At a recent event in Amsterdam, Shell’s New Energies division revealed that the company is now working on the development of “smart” electric vehicle charging stations that will help to modulate demand on the broader electrical grid.
Royal Dutch Shell has already begun installing electric vehicle (EV) fast-charging stations at some of its gas/petrol stations in parts of the world (examples: UK & the Netherlands). These new plans are apparently meant to accompany and support earlier ones.
Shell’s New Energies division is also involved in the development of offshore wind energy facilities, and in the installation of solar photovoltaic (PV) plants at some of its company sites. Shell intends to invest up to $1 billion a year through its New Energies division by the end of the decade as the oil company adjusts to an energy market that is moving towards more electrification, decentralized energy use and cleaner fuels.
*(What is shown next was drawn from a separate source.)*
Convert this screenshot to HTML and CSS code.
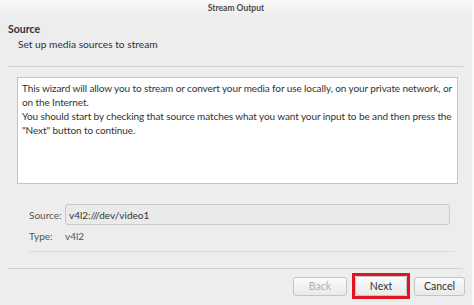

Investment bank Goldman Sachs has predicted that oil demand could peak as early as 2024 due to the rollout of electric vehicles, lower economic growth, plus rising fuel prices. Against this backdrop, Shell is starting to ramp up involvement in technologies that are changing the market. It isn’t the only company getting into the action. Many companies are working on this, and we just reported last week on a partnership between eMotorWerks and electric utility EDF that is jumping into a real-world experimental phase.
The exciting challenge for New Energies is turning these possibilities into commercial successes.